BMA Capital Management hosted a webinar on the Textile Sector today where Mr. Maqsood Muhammad (Group CFO of Interloop Limited) was invited to discuss the changing dynamics of the textile sector in the backdrop of COVID-19.
Following are the key takeaways of the event:
With an organizational network across seven countries, Interloop is one of the world’s largest hosiery manufactures and Pakistan’s 6th largest exporting firm. The company has two manufacturing units in Pakistan, Bangladesh and one associated company in Sri Lanka along with services available in USA, Netherland, China and Japan.
The company has Hosiery capacity to produce 700mn pairs of socks annually, which accounts for over 90% of the total revenue. Other notable segments include yarn, Denim, Seamless and Knitwear.
On account of lower international demand due to COVID-19 pandemic, Pakistan’s exports have seen contraction. However, after the gradual economic recovery in EU and USA, exports have started picking up again. Major portion of Interloop’s export revenue comes from EU (60%) while the rest mainly comes from USA.
Mr. Maqsood shared that the company’s denim division was significantly affected by the COVID situation as it lost more than half of its orders at some point. On the other hand, hosiery division remained least affected as it only lost 15% of the orders. However, situation has now significantly improved as the ILP’s hosiery division is now operating at over 100% utilization level whereas the Denim is operating at 50% utilization level. Management expects hosiery segment to grow by 20-30% next year while Denim segment is expected to achieve 85% utilization level during current fiscal year.

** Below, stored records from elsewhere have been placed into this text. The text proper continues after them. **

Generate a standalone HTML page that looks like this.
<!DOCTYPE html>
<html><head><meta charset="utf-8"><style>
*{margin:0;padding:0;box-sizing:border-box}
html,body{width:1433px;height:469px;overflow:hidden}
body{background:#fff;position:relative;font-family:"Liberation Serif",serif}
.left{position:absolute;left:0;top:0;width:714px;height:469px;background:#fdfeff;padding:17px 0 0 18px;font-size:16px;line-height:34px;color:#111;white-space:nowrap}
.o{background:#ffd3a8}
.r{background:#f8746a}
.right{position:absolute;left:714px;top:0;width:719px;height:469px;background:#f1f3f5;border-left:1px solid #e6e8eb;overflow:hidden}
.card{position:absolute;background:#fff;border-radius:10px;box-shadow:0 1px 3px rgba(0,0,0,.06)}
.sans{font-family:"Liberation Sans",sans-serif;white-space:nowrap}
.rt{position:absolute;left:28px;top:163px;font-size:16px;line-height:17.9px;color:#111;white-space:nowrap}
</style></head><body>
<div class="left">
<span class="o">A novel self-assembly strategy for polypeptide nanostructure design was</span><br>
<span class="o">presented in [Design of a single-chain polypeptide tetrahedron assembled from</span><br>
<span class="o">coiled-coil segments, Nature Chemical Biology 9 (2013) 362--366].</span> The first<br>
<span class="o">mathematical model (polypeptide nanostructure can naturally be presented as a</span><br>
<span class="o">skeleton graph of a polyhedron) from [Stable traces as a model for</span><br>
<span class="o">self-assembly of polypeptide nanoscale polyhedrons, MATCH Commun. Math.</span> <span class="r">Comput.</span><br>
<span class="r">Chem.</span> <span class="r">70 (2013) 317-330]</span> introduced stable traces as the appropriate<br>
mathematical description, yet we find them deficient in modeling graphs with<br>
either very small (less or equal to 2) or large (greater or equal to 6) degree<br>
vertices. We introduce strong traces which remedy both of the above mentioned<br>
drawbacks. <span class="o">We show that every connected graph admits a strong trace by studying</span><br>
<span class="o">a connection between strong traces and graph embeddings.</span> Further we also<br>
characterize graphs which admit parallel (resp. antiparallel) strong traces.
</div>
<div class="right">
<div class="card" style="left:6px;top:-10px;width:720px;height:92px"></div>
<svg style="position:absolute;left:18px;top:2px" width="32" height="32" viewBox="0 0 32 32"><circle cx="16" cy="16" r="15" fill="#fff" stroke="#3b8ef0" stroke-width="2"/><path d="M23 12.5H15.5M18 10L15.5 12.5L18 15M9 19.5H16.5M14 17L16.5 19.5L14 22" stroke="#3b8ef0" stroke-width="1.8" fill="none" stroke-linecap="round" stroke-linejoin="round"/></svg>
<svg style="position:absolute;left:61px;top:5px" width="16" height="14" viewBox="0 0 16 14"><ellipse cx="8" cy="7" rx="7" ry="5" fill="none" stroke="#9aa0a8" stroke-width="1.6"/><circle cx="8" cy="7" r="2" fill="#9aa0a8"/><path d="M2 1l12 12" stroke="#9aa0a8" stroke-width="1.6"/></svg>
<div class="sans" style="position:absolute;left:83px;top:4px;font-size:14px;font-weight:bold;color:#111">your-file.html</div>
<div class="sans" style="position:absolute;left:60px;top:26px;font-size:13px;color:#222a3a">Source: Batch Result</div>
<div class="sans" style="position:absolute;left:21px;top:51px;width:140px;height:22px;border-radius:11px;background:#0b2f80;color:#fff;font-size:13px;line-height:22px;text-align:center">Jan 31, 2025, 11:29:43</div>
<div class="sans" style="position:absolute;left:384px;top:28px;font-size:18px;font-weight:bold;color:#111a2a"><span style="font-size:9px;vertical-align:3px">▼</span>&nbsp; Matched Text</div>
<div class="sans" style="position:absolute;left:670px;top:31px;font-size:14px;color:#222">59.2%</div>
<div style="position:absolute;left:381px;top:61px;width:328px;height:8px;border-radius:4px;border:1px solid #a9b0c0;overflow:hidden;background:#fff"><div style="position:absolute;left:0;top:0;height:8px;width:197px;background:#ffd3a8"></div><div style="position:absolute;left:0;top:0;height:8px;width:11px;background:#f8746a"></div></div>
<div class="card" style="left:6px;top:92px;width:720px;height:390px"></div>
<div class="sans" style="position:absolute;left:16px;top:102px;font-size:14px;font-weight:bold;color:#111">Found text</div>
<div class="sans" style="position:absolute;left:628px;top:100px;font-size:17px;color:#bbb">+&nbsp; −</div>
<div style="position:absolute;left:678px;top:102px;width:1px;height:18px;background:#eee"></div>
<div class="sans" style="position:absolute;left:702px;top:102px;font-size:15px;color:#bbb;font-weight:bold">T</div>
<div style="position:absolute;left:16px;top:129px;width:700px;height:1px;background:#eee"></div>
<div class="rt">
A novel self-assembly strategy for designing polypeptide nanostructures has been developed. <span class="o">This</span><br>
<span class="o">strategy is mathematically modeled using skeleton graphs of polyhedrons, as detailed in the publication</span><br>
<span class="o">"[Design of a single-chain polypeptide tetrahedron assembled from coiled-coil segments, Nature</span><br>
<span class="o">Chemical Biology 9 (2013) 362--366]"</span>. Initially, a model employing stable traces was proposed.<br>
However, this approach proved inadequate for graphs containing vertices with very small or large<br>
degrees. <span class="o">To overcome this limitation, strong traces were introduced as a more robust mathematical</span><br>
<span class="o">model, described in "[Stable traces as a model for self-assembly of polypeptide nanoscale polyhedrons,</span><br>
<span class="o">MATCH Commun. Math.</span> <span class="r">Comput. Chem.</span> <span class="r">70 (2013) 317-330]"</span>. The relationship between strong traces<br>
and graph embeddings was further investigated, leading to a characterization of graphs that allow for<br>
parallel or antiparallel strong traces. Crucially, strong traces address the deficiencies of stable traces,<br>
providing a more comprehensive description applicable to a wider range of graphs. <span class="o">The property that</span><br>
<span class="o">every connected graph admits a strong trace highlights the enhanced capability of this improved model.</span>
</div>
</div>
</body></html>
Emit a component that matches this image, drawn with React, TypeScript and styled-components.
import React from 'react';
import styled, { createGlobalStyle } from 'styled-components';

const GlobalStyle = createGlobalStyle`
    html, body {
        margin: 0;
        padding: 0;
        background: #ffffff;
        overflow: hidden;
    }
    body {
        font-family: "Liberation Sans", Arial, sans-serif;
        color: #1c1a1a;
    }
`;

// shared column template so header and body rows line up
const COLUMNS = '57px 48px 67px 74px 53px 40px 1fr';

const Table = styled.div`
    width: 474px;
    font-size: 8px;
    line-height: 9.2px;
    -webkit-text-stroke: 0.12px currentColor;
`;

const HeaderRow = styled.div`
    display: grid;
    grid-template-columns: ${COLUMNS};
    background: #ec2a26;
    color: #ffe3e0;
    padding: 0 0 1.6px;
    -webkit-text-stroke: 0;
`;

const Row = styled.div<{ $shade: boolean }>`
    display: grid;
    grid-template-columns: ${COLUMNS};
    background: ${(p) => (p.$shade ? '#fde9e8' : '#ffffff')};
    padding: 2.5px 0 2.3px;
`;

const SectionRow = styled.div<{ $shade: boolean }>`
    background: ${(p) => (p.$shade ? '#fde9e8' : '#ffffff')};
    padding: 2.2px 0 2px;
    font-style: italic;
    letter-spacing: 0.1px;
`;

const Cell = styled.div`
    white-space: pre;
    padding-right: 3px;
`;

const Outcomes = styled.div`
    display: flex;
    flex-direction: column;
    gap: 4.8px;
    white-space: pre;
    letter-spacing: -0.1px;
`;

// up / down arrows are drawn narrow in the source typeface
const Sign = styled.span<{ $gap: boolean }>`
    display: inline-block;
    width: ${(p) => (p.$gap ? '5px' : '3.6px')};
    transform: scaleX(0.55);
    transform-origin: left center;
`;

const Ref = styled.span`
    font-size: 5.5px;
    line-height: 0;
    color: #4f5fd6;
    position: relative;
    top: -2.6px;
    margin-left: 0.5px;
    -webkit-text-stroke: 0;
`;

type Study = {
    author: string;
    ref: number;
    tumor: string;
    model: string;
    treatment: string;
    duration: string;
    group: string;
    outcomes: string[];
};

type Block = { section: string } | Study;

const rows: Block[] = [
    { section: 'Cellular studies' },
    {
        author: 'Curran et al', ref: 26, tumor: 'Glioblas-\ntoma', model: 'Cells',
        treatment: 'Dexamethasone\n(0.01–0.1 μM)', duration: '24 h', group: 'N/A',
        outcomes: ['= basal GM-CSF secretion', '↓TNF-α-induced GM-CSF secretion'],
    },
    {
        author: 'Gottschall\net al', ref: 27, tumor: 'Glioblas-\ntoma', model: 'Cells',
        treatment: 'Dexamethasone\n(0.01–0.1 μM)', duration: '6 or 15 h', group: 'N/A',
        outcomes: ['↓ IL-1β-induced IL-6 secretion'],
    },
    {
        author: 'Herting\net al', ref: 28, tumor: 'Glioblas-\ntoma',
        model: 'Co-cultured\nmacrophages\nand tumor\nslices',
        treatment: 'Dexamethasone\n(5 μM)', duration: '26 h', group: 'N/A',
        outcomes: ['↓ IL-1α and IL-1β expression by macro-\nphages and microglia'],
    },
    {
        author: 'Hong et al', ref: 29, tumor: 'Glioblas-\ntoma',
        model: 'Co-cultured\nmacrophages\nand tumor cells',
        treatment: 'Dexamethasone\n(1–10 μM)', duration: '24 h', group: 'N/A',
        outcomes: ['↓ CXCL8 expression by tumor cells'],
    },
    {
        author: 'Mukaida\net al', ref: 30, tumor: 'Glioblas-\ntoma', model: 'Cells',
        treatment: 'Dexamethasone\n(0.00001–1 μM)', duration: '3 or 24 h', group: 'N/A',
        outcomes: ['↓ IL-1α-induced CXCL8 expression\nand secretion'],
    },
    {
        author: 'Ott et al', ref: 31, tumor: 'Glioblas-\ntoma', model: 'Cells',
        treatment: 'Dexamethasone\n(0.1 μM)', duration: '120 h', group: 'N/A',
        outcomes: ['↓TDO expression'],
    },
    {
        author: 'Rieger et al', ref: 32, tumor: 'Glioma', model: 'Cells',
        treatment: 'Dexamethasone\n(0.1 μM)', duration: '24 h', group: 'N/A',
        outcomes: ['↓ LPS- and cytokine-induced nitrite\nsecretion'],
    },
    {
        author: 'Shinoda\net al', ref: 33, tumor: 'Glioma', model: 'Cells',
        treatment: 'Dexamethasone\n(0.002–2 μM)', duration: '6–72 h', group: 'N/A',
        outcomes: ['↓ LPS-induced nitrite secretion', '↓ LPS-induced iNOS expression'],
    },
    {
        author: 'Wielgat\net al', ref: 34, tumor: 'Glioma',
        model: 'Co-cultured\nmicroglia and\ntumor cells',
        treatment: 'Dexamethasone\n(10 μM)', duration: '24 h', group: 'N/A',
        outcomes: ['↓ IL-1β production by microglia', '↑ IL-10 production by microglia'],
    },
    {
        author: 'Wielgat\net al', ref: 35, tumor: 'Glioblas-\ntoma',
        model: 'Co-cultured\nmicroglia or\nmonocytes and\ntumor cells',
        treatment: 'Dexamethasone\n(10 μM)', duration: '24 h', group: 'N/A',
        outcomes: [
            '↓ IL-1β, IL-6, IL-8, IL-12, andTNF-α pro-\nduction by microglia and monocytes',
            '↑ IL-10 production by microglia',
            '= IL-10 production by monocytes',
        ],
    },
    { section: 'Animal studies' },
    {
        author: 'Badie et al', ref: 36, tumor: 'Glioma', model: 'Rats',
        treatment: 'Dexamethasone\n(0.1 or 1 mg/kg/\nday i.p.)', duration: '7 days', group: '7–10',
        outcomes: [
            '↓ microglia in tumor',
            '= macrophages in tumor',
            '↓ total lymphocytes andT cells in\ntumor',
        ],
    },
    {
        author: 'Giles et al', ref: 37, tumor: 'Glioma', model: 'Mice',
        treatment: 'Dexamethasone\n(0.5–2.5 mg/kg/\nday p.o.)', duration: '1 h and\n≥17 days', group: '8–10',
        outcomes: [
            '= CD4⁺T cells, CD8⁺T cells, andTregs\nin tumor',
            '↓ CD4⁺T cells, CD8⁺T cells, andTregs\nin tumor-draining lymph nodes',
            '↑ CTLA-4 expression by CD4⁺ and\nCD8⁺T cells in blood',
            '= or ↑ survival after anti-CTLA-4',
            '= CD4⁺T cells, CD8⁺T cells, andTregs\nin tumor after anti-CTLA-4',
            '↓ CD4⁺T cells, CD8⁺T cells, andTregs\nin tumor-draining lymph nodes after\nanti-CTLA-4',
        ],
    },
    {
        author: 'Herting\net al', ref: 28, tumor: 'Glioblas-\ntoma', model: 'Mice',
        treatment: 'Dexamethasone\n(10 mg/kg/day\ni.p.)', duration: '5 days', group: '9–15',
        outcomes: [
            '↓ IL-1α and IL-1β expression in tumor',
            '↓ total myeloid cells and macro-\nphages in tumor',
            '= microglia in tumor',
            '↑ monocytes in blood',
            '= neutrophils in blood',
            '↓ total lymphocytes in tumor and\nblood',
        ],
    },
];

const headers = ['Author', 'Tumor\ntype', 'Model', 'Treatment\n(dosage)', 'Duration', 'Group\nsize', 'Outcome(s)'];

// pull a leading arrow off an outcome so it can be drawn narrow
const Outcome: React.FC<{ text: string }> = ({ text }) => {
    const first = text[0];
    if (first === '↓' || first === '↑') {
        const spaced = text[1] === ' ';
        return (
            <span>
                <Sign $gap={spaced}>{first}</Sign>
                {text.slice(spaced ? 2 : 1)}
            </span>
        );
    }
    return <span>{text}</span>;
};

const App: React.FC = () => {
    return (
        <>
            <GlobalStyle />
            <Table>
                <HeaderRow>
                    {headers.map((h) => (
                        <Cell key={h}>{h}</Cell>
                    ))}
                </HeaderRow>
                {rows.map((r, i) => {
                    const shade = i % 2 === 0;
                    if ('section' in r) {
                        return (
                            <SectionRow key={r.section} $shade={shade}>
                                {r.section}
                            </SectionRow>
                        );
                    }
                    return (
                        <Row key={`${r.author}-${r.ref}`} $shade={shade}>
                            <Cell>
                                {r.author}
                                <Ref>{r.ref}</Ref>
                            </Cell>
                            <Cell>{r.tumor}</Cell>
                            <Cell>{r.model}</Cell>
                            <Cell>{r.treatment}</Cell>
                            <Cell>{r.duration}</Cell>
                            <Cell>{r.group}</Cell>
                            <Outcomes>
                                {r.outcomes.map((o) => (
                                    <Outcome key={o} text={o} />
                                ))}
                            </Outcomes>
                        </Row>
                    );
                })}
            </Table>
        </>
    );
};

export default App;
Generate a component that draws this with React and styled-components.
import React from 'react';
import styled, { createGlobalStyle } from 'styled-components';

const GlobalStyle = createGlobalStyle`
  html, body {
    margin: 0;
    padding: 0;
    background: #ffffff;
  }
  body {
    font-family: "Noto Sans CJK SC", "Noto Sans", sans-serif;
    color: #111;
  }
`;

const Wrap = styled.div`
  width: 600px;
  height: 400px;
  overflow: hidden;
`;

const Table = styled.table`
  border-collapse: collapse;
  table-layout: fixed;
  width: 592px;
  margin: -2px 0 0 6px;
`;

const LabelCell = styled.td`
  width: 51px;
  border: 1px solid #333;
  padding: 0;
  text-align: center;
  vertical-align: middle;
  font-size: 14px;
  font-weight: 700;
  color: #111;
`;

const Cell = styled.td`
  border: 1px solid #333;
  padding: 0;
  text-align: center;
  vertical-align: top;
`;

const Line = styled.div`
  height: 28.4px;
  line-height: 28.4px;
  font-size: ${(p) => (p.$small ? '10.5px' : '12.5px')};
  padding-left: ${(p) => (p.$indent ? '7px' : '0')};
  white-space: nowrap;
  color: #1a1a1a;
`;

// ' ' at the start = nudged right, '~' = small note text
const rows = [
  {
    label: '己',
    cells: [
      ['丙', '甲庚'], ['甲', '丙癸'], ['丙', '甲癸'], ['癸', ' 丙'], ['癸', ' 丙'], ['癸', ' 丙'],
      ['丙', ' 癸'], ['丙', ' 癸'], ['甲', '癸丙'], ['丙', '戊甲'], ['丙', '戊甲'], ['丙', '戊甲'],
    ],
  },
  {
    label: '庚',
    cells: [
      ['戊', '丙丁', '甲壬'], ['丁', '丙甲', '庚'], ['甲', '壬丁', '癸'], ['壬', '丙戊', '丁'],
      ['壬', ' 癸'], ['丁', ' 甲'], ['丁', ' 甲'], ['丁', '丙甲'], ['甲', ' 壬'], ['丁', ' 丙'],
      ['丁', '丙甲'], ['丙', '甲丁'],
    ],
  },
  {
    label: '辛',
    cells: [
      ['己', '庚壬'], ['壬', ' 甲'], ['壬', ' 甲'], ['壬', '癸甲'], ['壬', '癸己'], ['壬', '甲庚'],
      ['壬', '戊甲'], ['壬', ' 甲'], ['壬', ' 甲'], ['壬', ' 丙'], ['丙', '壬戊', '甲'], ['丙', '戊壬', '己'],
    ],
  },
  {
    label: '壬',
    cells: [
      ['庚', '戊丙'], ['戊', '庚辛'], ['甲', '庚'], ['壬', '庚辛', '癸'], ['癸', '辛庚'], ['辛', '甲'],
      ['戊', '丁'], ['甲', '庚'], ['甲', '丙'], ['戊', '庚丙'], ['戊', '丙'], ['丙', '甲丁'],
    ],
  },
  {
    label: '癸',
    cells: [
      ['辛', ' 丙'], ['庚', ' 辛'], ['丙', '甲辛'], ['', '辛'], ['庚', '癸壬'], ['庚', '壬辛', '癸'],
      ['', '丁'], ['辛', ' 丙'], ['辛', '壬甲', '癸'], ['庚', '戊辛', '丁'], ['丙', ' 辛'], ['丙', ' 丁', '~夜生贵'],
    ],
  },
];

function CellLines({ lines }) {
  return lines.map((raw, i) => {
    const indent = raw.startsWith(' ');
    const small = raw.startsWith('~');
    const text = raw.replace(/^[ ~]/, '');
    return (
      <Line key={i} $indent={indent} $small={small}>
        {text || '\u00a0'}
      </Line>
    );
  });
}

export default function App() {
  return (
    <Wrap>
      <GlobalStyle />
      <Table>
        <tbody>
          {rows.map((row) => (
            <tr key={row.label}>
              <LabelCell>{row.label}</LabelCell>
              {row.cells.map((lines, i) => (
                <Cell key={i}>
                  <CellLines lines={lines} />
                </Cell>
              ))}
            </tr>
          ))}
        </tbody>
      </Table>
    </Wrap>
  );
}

Commenting on the export prices our guest shared that the export prices have not been affected and the company has not passed on the benefit of PKR devaluation to its importers so far, however buyers are asking for the same. Increased sales, lower yarn prices, in addition to PKR devaluation is likely to keep profitability upbeat.
The company has been able to get orders for its hosiery division from three new clients whereas the work has also been done to bring new clients on board for its Denim segment and one good brand is placing orders at very good prices. Mr. Maqsood also shared that the importers have been diversifying their textile orders from China to south Asian markets which presents good opportunity for exporters in our country.
The company’s current energy requirement is 22MW out of which ~14MW is currently met by RLNG while the remaining is fulfilled by captive solar power unit and the WAPDA.
Currently, ILP’s denim segment is operating in losses; however, it is expected to start contributing profits from next year.
Interloop is currently using a cotton mix of 50:50 (imported: local) which was previously at 30:70.
The company is currently being charged at electricity tariff of PKR 12.7/kwh and gas tariff of PKR 1,080 per MMBTU.
The management remains optimistic about Pakistan’s export potential, especially in socks and the apparel segment and continues to explore various opportunities. Report by: BMA Research.